● **Code that builds pages**
※ ※ ※
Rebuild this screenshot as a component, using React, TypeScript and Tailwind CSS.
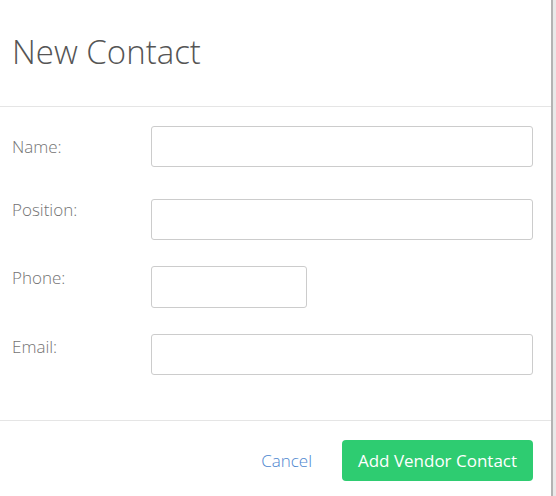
export default function App() {
  const font = { fontFamily: '"Open Sans", "Liberation Sans", sans-serif' }
  return (
    <div className="flex h-[496px] w-[556px] bg-[#e9e9e9]" style={font}>
      <div className="flex w-[553px] flex-col border-r-2 border-[#b3b3b3] bg-white">

        {/* Header */}
        <div className="h-[107px] border-b border-[#e5e5e5] px-[12px] pt-[33px]">
          <h1 className="text-[33px] font-light leading-[38px] text-[#555]">New Contact</h1>
        </div>

        {/* Body */}
        <div className="flex flex-col pl-[12px] pr-[18px] pt-[19px] pb-[45px] text-[17px] font-light leading-[24px] text-[#737373]">
          <div className="mb-[32px] flex">
            <label className="w-[139px] pt-[9px]">Name:</label>
            <input className="h-[41px] flex-1 rounded-[3px] border border-[#cccccc] outline-none" />
          </div>
          <div className="mb-[26px] flex">
            <label className="w-[139px] -mt-[1px]">Position:</label>
            <input className="h-[41px] flex-1 rounded-[3px] border border-[#cccccc] outline-none" />
          </div>
          <div className="mb-[26px] flex">
            <label className="w-[139px]">Phone:</label>
            <input className="h-[42px] w-[156px] rounded-[3px] border border-[#cccccc] outline-none" />
          </div>
          <div className="flex">
            <label className="w-[139px] pt-[1px]">Email:</label>
            <input className="h-[41px] flex-1 rounded-[3px] border border-[#cccccc] outline-none" />
          </div>
        </div>

        {/* Footer */}
        <div className="flex items-center justify-end gap-[30px] border-t border-[#e5e5e5] pr-[18px] pt-[19px]">
          <button className="text-[17px] font-light text-[#4d86cf]">Cancel</button>
          <button className="h-[41px] w-[191px] rounded-[4px] bg-[#2ecc71] text-[17px] text-white">
            Add Vendor Contact
          </button>
        </div>

      </div>
    </div>
  )
}
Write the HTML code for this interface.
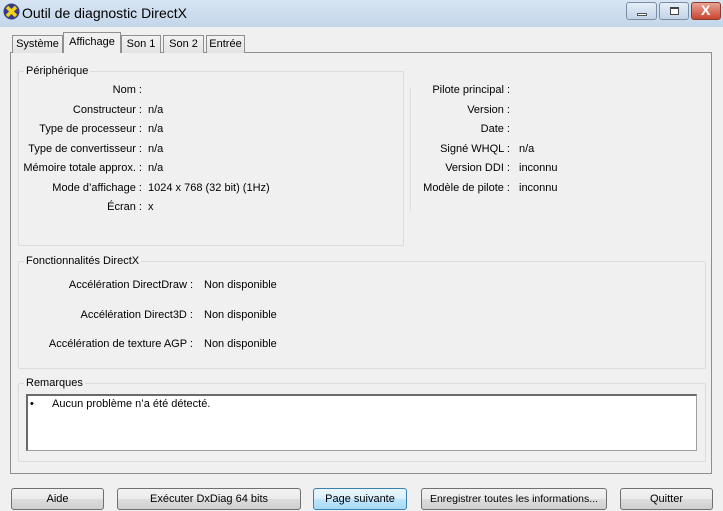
<!DOCTYPE html>
<html><head><meta charset="utf-8"><style>
*{margin:0;padding:0;box-sizing:border-box}
body{width:723px;height:511px;overflow:hidden;background:#f0f0f0;font-family:"Liberation Sans",sans-serif;font-size:11px;color:#000;position:relative}
.a{position:absolute;white-space:nowrap}
.r{position:absolute;white-space:nowrap;text-align:right}
.title{position:absolute;left:0;top:0;width:723px;height:27px;background:linear-gradient(#d7e5f3,#c3d6ea);}
.grp{position:absolute;border:1px solid #dcdcdc;border-radius:2px}
.lg{position:absolute;background:#f0f0f0;padding:0 2px;font-size:11px}
.btn{position:absolute;top:488px;height:22px;border:1px solid #707070;border-radius:3px;background:linear-gradient(#f2f2f2 0%,#ebebeb 50%,#dddddd 51%,#cfcfcf 100%);text-align:center;line-height:20px;font-size:11px;white-space:nowrap;overflow:hidden}
.tab{position:absolute;top:35px;height:18px;border:1px solid #8e8f8f;border-bottom:none;background:linear-gradient(#f2f2f2,#e3e3e3);text-align:center;line-height:17px;font-size:11px;white-space:nowrap}
.wb{position:absolute;top:2px;height:18px;border:1px solid #7b8ea5;border-radius:3px;background:linear-gradient(#e5eef8,#c2d3e7)}
</style></head><body>
<div class="title"></div>
<svg class="a" style="left:3px;top:3px" width="17" height="17" viewBox="0 0 17 17"><circle cx="8.5" cy="8.5" r="8" fill="#3a3a8a"/><path d="M4 4L13 13M13 4L4 13" stroke="#f2d21a" stroke-width="3.5"/></svg>
<div class="a" style="left:22px;top:5px;font-size:14px">Outil de diagnostic DirectX</div>
<div class="wb" style="left:626px;width:31px"><div class="a" style="left:10px;top:10px;width:10px;height:3px;background:#fff;border:1px solid #555"></div></div>
<div class="wb" style="left:659px;width:30px"><div class="a" style="left:10px;top:4px;width:9px;height:8px;border:1px solid #444;border-top-width:2px;background:#fff"></div></div>
<div class="wb" style="left:691px;width:30px;border-color:#8a3a30;background:linear-gradient(#e8a394,#c9452f)"><div class="a" style="left:9px;top:-1px;color:#fff;font-weight:bold;font-size:14px">X</div></div>
<div class="a" style="left:10px;top:52px;width:702px;height:422px;border:1px solid #8e8f8f;background:#f0f0f0"></div>
<div class="tab" style="left:12px;width:51px">Système</div>
<div class="tab" style="left:63px;top:32px;height:21px;width:58px;background:#f0f0f0;line-height:19px">Affichage</div>
<div class="tab" style="left:121px;width:40px">Son 1</div>
<div class="tab" style="left:163px;width:41px">Son 2</div>
<div class="tab" style="left:206px;width:39px">Entrée</div>
<div class="grp" style="left:18px;top:71px;width:386px;height:175px"></div>
<div class="lg" style="left:24px;top:65px">Périphérique</div>
<div class="r" style="right:581px;top:84px">Nom :</div>
<div class="r" style="right:581px;top:104px">Constructeur :</div>
<div class="r" style="right:581px;top:123px">Type de processeur :</div>
<div class="r" style="right:581px;top:143px">Type de convertisseur :</div>
<div class="r" style="right:581px;top:162px">Mémoire totale approx. :</div>
<div class="r" style="right:581px;top:182px">Mode d’affichage :</div>
<div class="r" style="right:581px;top:201px">Écran :</div>
<div class="a" style="left:148px;top:104px">n/a</div>
<div class="a" style="left:148px;top:123px">n/a</div>
<div class="a" style="left:148px;top:143px">n/a</div>
<div class="a" style="left:148px;top:162px">n/a</div>
<div class="a" style="left:148px;top:182px">1024 x 768 (32 bit) (1Hz)</div>
<div class="a" style="left:148px;top:201px">x</div>
<div class="a" style="left:410px;top:88px;width:1px;height:123px;background:#dcdcdc"></div>
<div class="r" style="right:213px;top:84px">Pilote principal :</div>
<div class="r" style="right:213px;top:104px">Version :</div>
<div class="r" style="right:213px;top:123px">Date :</div>
<div class="r" style="right:213px;top:143px">Signé WHQL :</div>
<div class="r" style="right:213px;top:162px">Version DDI :</div>
<div class="r" style="right:213px;top:182px">Modèle de pilote :</div>
<div class="a" style="left:519px;top:143px">n/a</div>
<div class="a" style="left:519px;top:162px">inconnu</div>
<div class="a" style="left:519px;top:182px">inconnu</div>
<div class="grp" style="left:18px;top:261px;width:688px;height:108px"></div>
<div class="lg" style="left:24px;top:255px">Fonctionnalités DirectX</div>
<div class="r" style="right:530px;top:279px">Accélération DirectDraw :</div>
<div class="r" style="right:530px;top:309px">Accélération Direct3D :</div>
<div class="r" style="right:530px;top:338px">Accélération de texture AGP :</div>
<div class="a" style="left:204px;top:279px">Non disponible</div>
<div class="a" style="left:204px;top:309px">Non disponible</div>
<div class="a" style="left:204px;top:338px">Non disponible</div>
<div class="grp" style="left:18px;top:383px;width:688px;height:79px"></div>
<div class="lg" style="left:24px;top:377px">Remarques</div>
<div class="a" style="left:26px;top:394px;width:671px;height:57px;background:#fff;border:1px solid #a0a0a0;border-top:2px solid #6a6a6a;border-left:2px solid #6a6a6a"></div>
<div class="a" style="left:30px;top:398px">•</div>
<div class="a" style="left:52px;top:398px">Aucun problème n’a été détecté.</div>
<div class="btn" style="left:11px;width:93px">Aide</div>
<div class="btn" style="left:117px;width:184px">Exécuter DxDiag 64 bits</div>
<div class="btn" style="left:313px;width:94px;border-color:#3c7fb1;background:linear-gradient(#eaf6fd 0%,#d9f0fc 50%,#bee6fd 51%,#a7d9f5 100%)">Page suivante</div>
<div class="btn" style="left:421px;width:186px;font-size:10.5px">Enregistrer toutes les informations...</div>
<div class="btn" style="left:620px;width:93px">Quitter</div>
</body></html>
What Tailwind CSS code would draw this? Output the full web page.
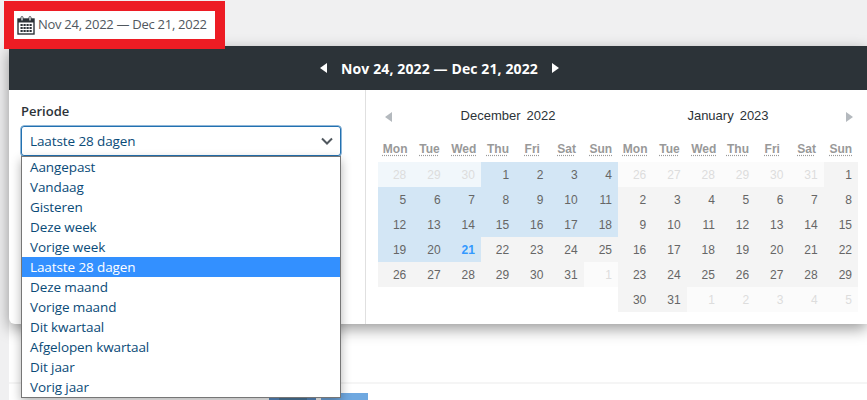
<!DOCTYPE html>
<html lang="en">
<head>
  <meta charset="UTF-8" />
  <title>Periode</title>
  <script src="https://cdn.jsdelivr.net/npm/@tailwindcss/browser@4"></script>
</head>
<body class="bg-[#f0f0f1] h-[400px] w-[867px] overflow-hidden relative font-['Open_Sans',sans-serif]">

  <!-- Date trigger, with the red marker round it -->
  <div class="absolute left-[4px] top-[1px] z-20 w-[221px] h-[48px] border-[10px] border-[#ed1c24] bg-white flex items-center pl-[3px] gap-[3px] text-[13px] tracking-[-0.28px] text-[#50575e]">
    <svg width="18" height="19" viewBox="0 0 18 19" class="shrink-0">
      <rect x="1" y="3" width="16" height="15" fill="none" stroke="#2c3338" stroke-width="1.4"/>
      <rect x="1" y="3" width="16" height="3.5" fill="#2c3338"/>
      <rect x="4" y="0.5" width="2" height="4.5" rx="1" fill="#fff" stroke="#2c3338" stroke-width="0.8"/>
      <rect x="12" y="0.5" width="2" height="4.5" rx="1" fill="#fff" stroke="#2c3338" stroke-width="0.8"/>
      <g fill="#2c3338">
        <rect x="3.5" y="8" width="2.2" height="2"/><rect x="6.5" y="8" width="2.2" height="2"/><rect x="9.5" y="8" width="2.2" height="2"/><rect x="12.5" y="8" width="2.2" height="2"/>
        <rect x="3.5" y="11" width="2.2" height="2"/><rect x="6.5" y="11" width="2.2" height="2"/><rect x="9.5" y="11" width="2.2" height="2"/><rect x="12.5" y="11" width="2.2" height="2"/>
        <rect x="3.5" y="14" width="2.2" height="2"/><rect x="6.5" y="14" width="2.2" height="2"/><rect x="9.5" y="14" width="2.2" height="2"/><rect x="12.5" y="14" width="2.2" height="2"/>
      </g>
    </svg>
    <span>Nov 24, 2022 — Dec 21, 2022</span>
  </div>

  <!-- Card behind the popover -->
  <div class="absolute left-[9px] right-0 top-[60px] bottom-0 bg-white">
    <div class="mt-[322px] h-[2px] bg-[#f5f5f5]"></div>
    <div class="mt-[9px] ml-[260px] flex gap-[5px]">
      <div class="w-[47px] h-[8px] bg-[#5b8dc4] pl-[10px]"><div class="w-[28px] h-[8px] bg-[#4d7a9f]"></div></div>
      <div class="w-[47px] h-[8px] bg-[#6fa8e0]"></div>
    </div>
  </div>

  <!-- Popover -->
  <div class="absolute left-[9px] right-0 top-[46px] h-[278px] z-10 bg-white rounded-bl-[6px] shadow-[0_5px_15px_rgba(0,0,0,0.4)]">
    <div class="h-[44px] bg-[#2c3338] flex items-center justify-center gap-[14px] text-white font-bold text-[14px] tracking-[0.12px] pl-[3px]">
      <svg width="7" height="10" viewBox="0 0 7 10"><path d="M7 0v10L0 5z" fill="#fff"/></svg>
      <span>Nov 24, 2022 — Dec 21, 2022</span>
      <svg width="7" height="10" viewBox="0 0 7 10"><path d="M0 0v10l7-5z" fill="#fff"/></svg>
    </div>

    <div class="flex h-[234px]">
      <!-- Period select -->
      <div class="w-[357px] border-r border-[#e0e0e0] pl-[12px] pt-[12px] relative">
        <div class="text-[13px] font-semibold text-[#2c3338] leading-[18px] mb-[6px]">Periode</div>
        <div class="w-[320px] h-[30px] rounded-[3px] border border-[#2271b1] shadow-[0_0_0_0.5px_#2271b1] flex items-center justify-between pl-[8px] pr-[6px] text-[13.5px] tracking-[-0.1px] text-[#0a4b78]">
          <span>Laatste 28 dagen</span>
          <svg width="14" height="9" viewBox="0 0 14 9"><path d="M2 1.5l5 5 5-5" fill="none" stroke="#50575e" stroke-width="2"/></svg>
        </div>
        <ul class="absolute z-30 left-[12px] top-[66px] w-[320px] border border-[#767676] bg-white text-[13.5px] tracking-[-0.1px] leading-[20px] text-[#0a4b78] shadow-[0_4px_10px_rgba(0,0,0,0.3)]">
          <li class="pl-[8px] h-[20px]">Aangepast</li>
          <li class="pl-[8px] h-[20px]">Vandaag</li>
          <li class="pl-[8px] h-[20px]">Gisteren</li>
          <li class="pl-[8px] h-[20px]">Deze week</li>
          <li class="pl-[8px] h-[20px]">Vorige week</li>
          <li class="pl-[8px] h-[20px] bg-[#3390ff] text-white">Laatste 28 dagen</li>
          <li class="pl-[8px] h-[20px]">Deze maand</li>
          <li class="pl-[8px] h-[20px]">Vorige maand</li>
          <li class="pl-[8px] h-[20px]">Dit kwartaal</li>
          <li class="pl-[8px] h-[20px]">Afgelopen kwartaal</li>
          <li class="pl-[8px] h-[20px]">Dit jaar</li>
          <li class="pl-[8px] h-[20px]">Vorig jaar</li>
        </ul>
      </div>

      <!-- Calendars -->
      <div class="flex pl-[12px] font-['Liberation_Sans',sans-serif]">
        <div class="w-[240px]">
          <div class="h-[46px] flex items-center relative text-[13px] text-[#2c3338] justify-center gap-[6px] pl-[20px] pt-[6px]">
            <svg class="absolute left-[7px] top-[22px]" width="7" height="10" viewBox="0 0 7 10"><path d="M7 0v10L0 5z" fill="#b4b9be"/></svg>
            <span>December</span><span>2022</span>
          </div>
          <div id="head-left" class="grid grid-cols-7 h-[26px] items-center"></div>
          <div id="days-left" class="grid grid-cols-7"></div>
        </div>
        <div class="w-[240px]">
          <div class="h-[46px] flex items-center relative text-[13px] text-[#2c3338] justify-center gap-[6px] pr-[20px] pt-[6px]">
            <svg class="absolute right-[5px] top-[22px]" width="7" height="10" viewBox="0 0 7 10"><path d="M0 0v10l7-5z" fill="#b4b9be"/></svg>
            <span>January</span><span>2023</span>
          </div>
          <div id="head-right" class="grid grid-cols-7 h-[26px] items-center"></div>
          <div id="days-right" class="grid grid-cols-7"></div>
        </div>
      </div>
    </div>
  </div>

  <script>
    const styles = {
      r: 'bg-[#d3e6f5] text-[#666]',
      f: 'bg-[#f1f7fb] text-[#ddd]',
      g: 'bg-[#f4f4f4] text-[#666]',
      o: 'bg-[#fbfbfb] text-[#ddd]',
      t: 'bg-[#d3e6f5] text-[#3399ff] font-bold'
    };
    const weekdays = ['Mon', 'Tue', 'Wed', 'Thu', 'Fri', 'Sat', 'Sun'];

    function fillHead(id) {
      document.getElementById(id).innerHTML = weekdays.map(d =>
        `<div class="text-center text-[12px] font-bold text-[#999]"><abbr class="underline decoration-dotted underline-offset-[2px]">${d}</abbr></div>`
      ).join('');
    }

    function fillDays(id, days) {
      document.getElementById(id).innerHTML = days.map(([n, s]) =>
        `<div class="h-[25px] flex items-center justify-end pr-[6px] text-[12px] ${styles[s]}">${n}</div>`
      ).join('');
    }

    const range = (from, to, s) => Array.from({ length: to - from + 1 }, (_, i) => [from + i, s]);

    fillHead('head-left');
    fillHead('head-right');
    fillDays('days-left', [
      ...range(28, 30, 'f'), ...range(1, 20, 'r'), [21, 't'], ...range(22, 31, 'g'), [1, 'o']
    ]);
    fillDays('days-right', [
      ...range(26, 31, 'o'), ...range(1, 31, 'g'), ...range(1, 5, 'o')
    ]);
  </script>
</body>
</html>
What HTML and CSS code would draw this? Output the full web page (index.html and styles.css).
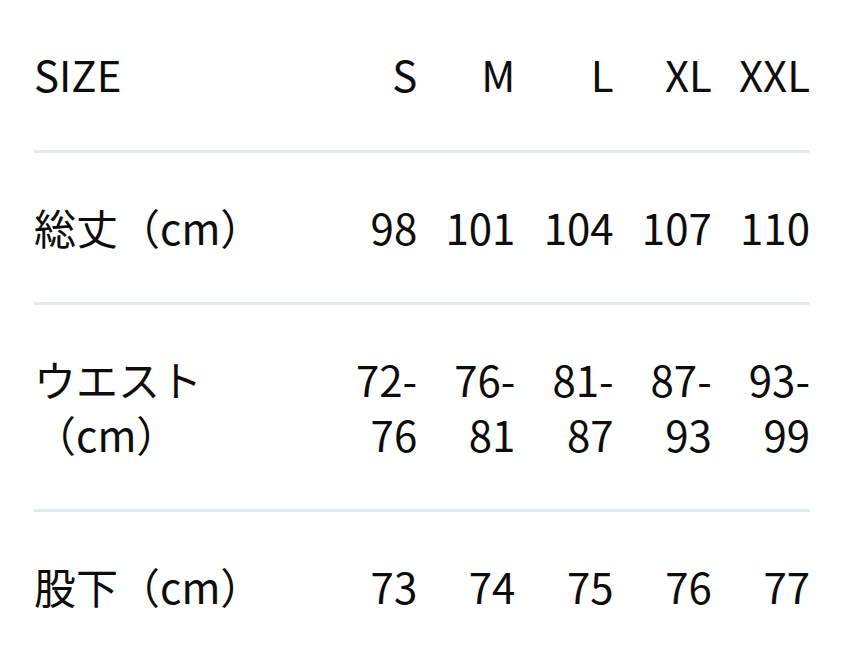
FILE: index.html
```html
<!DOCTYPE html>
<html lang="ja">
<head>
<meta charset="utf-8">
<link rel="stylesheet" href="styles.css">
</head>
<body>
<table class="size-table">
  <colgroup>
    <col class="col-label">
    <col class="col-val"><col class="col-val"><col class="col-val"><col class="col-val"><col class="col-val">
  </colgroup>
  <tr>
    <th class="label">SIZE</th>
    <th class="val">S</th>
    <th class="val">M</th>
    <th class="val">L</th>
    <th class="val">XL</th>
    <th class="val">XXL</th>
  </tr>
  <tr>
    <td class="label">総丈（cm）</td>
    <td class="val">98</td>
    <td class="val">101</td>
    <td class="val">104</td>
    <td class="val">107</td>
    <td class="val">110</td>
  </tr>
  <tr>
    <td class="label">ウエスト（cm）</td>
    <td class="val">72-76</td>
    <td class="val">76-81</td>
    <td class="val">81-87</td>
    <td class="val">87-93</td>
    <td class="val">93-99</td>
  </tr>
  <tr class="last">
    <td class="label">股下（cm）</td>
    <td class="val">73</td>
    <td class="val">74</td>
    <td class="val">75</td>
    <td class="val">76</td>
    <td class="val">77</td>
  </tr>
</table>
</body>
</html>
```
FILE: styles.css
```css
html, body {
  margin: 0;
  padding: 0;
  background: #ffffff;
}
body {
  font-family: "Noto Sans CJK JP", "Noto Sans", sans-serif;
  color: #0d0d0d;
}
.size-table {
  width: 776px;
  margin-left: 34px;
  border-collapse: collapse;
  table-layout: fixed;
  font-size: 42px;
  line-height: 1.3;
}
.col-label { width: 285px; }
.col-val { width: 98.2px; }
.size-table th,
.size-table td {
  font-weight: 400;
  padding: 47px 0 48px;
  border-bottom: 3px solid #e2e8ee;
  vertical-align: middle;
}
.size-table .last td {
  border-bottom: none;
}
.label {
  text-align: left;
}
.val {
  text-align: right;
  padding-right: 2px;
}
```
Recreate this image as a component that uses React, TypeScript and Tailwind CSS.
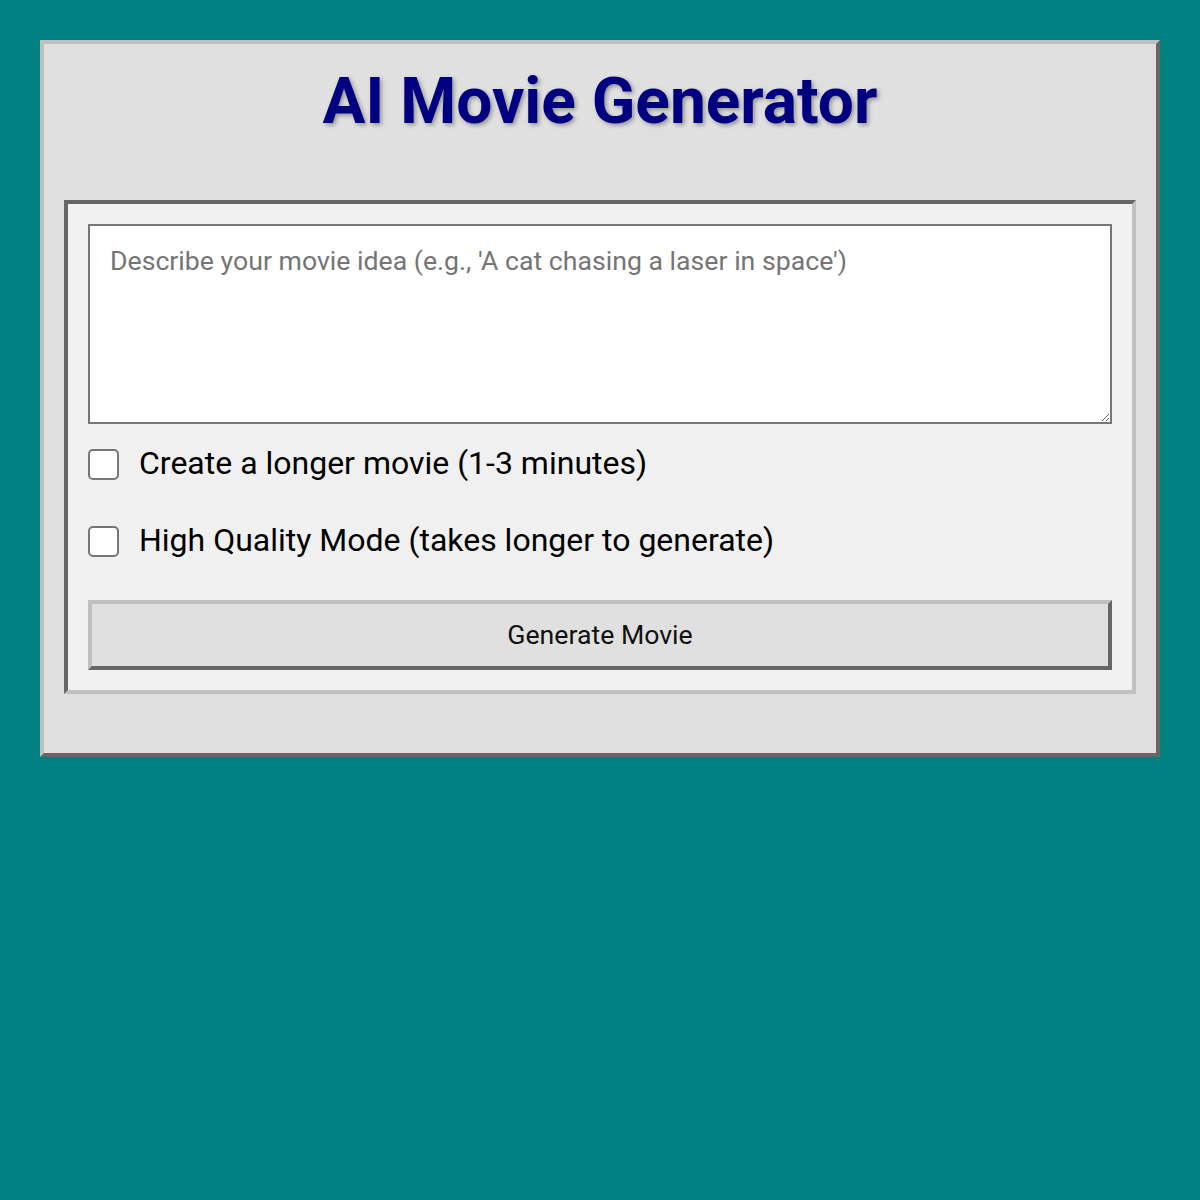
import { useState } from "react";

// Retro bevelled form for the movie generator
export default function App() {
  const [idea, setIdea] = useState("");
  const [longer, setLonger] = useState(false);
  const [hq, setHq] = useState(false);

  const options = [
    { label: "Create a longer movie (1-3 minutes)", checked: longer, set: setLonger, gap: "mb-[37px]" },
    { label: "High Quality Mode (takes longer to generate)", checked: hq, set: setHq, gap: "mb-[39px]" }
  ];

  return (
    <div className="min-h-[1200px] bg-[#008080] pt-[40px] px-[40px] font-['Roboto',sans-serif]">
      <div className="bg-[#e0e0e0] border-4 border-t-[#c0c0c0] border-l-[#c0c0c0] border-r-[#666] border-b-[#666] px-[20px] pt-[20px] pb-[59px]">
        <h1 className="text-center text-[64px] font-bold leading-[75px] text-[#000080] mb-[61px] [text-shadow:2px_2px_4px_rgba(0,0,0,0.35)]">
          AI Movie Generator
        </h1>

        <div className="bg-[#f0f0f0] border-4 border-t-[#666] border-l-[#666] border-r-[#c0c0c0] border-b-[#c0c0c0] p-[20px] flex flex-col">
          <textarea
            value={idea}
            onChange={(e) => setIdea(e.target.value)}
            placeholder="Describe your movie idea (e.g., 'A cat chasing a laser in space')"
            className="h-[200px] w-full bg-white border-2 border-[#767676] px-[20px] pt-[20px] pb-[19px] text-[26.67px] leading-[31px] text-black placeholder:text-[#757575] outline-none mb-[20px]"
          />

          {options.map((opt) => (
            <label key={opt.label} className={`flex items-center h-[40px] gap-[20px] cursor-pointer ${opt.gap}`}>
              <input
                type="checkbox"
                checked={opt.checked}
                onChange={(e) => opt.set(e.target.checked)}
                className="appearance-none w-[31px] h-[31px] m-0 bg-white border-2 border-[#767676] rounded-[5px] checked:bg-[#0075ff] checked:border-[#0075ff]"
              />
              <span className="text-[32px] leading-[37px] text-black -mt-[2px]">{opt.label}</span>
            </label>
          ))}

          <button
            type="button"
            className="h-[70px] w-full bg-[#e0e0e0] border-4 border-t-[#c0c0c0] border-l-[#c0c0c0] border-r-[#666] border-b-[#666] text-[26.67px] text-[#111]"
          >
            Generate Movie
          </button>
        </div>
      </div>
    </div>
  );
}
※ ※ ※
● **Required work**
Report all lines of the material that contain the word "TypeScript".

● **Reply**
Rebuild this screenshot as a component, using React, TypeScript and Tailwind CSS.
Recreate this image as a component that uses React, TypeScript and Tailwind CSS.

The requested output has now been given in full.